# Task
Give only the number of lines in the data that include the string "React".

[START Records shown]

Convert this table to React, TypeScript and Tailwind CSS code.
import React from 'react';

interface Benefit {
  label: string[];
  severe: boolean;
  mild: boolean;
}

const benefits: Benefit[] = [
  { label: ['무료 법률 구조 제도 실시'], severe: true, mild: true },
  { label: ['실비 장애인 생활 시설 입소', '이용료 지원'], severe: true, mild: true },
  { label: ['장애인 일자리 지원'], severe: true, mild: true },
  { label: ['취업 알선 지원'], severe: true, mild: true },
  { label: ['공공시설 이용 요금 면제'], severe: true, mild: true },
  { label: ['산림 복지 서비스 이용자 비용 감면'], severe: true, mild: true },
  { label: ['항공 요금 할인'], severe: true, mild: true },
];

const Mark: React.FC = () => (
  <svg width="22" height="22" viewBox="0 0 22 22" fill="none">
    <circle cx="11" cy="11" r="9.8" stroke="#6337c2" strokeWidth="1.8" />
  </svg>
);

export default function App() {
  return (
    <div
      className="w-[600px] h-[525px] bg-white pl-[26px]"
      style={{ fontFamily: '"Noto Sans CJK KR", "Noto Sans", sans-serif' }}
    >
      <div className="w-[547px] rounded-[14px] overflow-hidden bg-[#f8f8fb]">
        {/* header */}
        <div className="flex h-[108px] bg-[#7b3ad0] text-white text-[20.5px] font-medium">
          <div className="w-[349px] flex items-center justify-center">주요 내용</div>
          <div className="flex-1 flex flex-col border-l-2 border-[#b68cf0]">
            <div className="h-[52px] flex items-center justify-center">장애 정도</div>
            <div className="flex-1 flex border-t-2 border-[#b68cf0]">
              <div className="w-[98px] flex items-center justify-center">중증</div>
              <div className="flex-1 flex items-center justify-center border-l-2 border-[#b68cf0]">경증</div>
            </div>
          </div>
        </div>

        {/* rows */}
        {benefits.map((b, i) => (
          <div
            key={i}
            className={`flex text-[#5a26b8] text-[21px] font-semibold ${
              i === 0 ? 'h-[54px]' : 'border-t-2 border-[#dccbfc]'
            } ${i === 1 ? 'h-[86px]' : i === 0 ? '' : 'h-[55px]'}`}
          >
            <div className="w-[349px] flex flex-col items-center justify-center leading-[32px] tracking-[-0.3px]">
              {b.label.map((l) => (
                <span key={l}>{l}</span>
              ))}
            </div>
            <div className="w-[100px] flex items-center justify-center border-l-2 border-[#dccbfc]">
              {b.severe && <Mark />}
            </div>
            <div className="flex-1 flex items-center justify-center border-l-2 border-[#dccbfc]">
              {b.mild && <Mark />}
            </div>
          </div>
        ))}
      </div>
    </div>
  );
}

[END Records shown]
[START Records shown]

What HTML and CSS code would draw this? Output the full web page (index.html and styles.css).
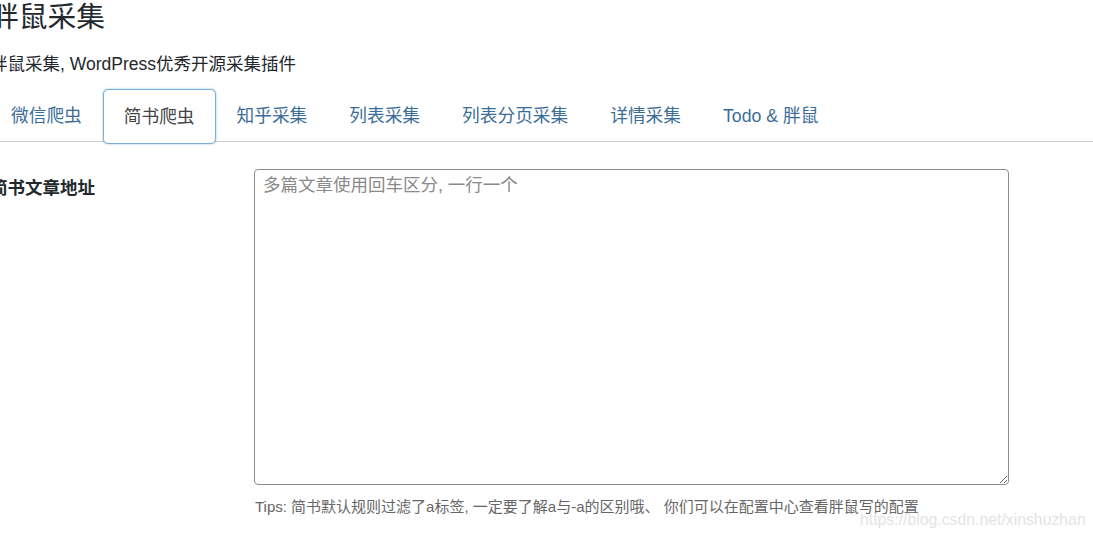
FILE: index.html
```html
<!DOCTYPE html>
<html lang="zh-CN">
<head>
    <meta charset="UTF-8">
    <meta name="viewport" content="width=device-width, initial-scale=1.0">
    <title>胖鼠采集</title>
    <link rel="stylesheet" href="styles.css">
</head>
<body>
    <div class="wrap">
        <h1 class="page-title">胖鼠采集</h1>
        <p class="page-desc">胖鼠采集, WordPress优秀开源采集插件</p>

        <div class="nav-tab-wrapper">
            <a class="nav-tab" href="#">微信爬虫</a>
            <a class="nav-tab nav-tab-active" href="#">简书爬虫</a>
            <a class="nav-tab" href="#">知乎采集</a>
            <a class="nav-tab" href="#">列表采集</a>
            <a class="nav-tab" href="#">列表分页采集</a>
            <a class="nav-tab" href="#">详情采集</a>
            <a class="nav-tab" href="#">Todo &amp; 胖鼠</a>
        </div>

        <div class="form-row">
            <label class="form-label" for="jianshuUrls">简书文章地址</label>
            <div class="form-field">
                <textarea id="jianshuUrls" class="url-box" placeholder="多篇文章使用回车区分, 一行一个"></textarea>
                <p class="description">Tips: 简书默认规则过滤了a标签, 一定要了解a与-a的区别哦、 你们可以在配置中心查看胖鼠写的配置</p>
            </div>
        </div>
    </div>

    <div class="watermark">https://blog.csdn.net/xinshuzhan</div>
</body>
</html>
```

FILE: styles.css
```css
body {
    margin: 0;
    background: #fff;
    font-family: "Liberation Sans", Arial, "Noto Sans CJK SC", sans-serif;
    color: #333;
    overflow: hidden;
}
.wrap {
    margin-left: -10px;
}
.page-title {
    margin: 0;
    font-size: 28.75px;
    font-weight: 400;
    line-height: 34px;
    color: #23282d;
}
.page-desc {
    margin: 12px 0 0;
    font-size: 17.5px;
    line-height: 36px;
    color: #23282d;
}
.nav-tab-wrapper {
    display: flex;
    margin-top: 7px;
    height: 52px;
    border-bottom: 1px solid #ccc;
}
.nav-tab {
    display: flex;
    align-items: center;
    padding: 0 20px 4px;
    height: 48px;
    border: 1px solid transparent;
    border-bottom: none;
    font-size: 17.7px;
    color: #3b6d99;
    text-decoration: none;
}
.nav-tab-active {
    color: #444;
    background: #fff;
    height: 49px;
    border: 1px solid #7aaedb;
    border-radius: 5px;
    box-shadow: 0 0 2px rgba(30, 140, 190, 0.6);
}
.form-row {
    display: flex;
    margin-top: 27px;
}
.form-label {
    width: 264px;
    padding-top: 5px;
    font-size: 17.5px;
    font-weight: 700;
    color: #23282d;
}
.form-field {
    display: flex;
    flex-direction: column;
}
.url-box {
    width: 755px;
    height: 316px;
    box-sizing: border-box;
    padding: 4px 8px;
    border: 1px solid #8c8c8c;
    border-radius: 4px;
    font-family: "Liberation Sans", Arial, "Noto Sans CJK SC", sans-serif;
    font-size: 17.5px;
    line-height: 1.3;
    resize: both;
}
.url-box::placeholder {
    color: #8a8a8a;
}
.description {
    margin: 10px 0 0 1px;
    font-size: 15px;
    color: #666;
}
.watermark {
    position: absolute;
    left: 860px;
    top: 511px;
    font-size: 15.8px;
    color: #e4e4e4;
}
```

[END Records shown]
[START Records shown]

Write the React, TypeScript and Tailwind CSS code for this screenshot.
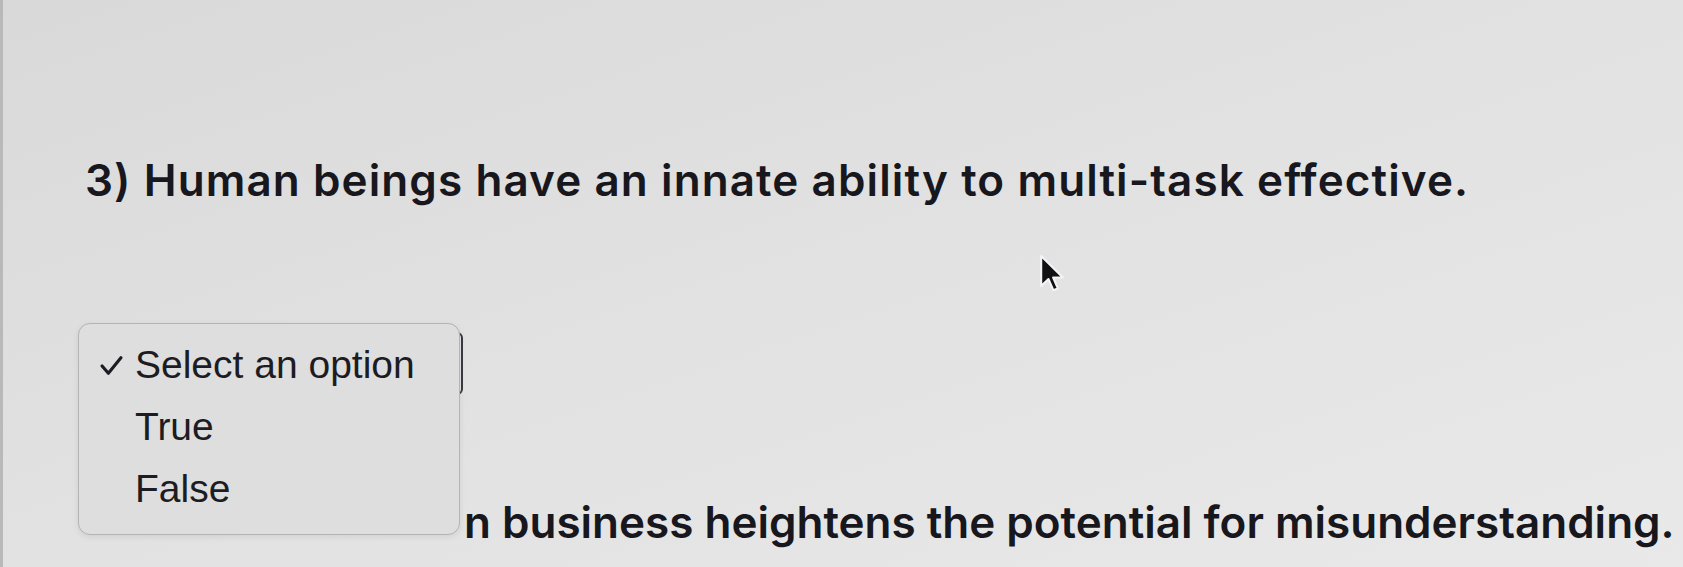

[END Records shown]

# Worked solution
4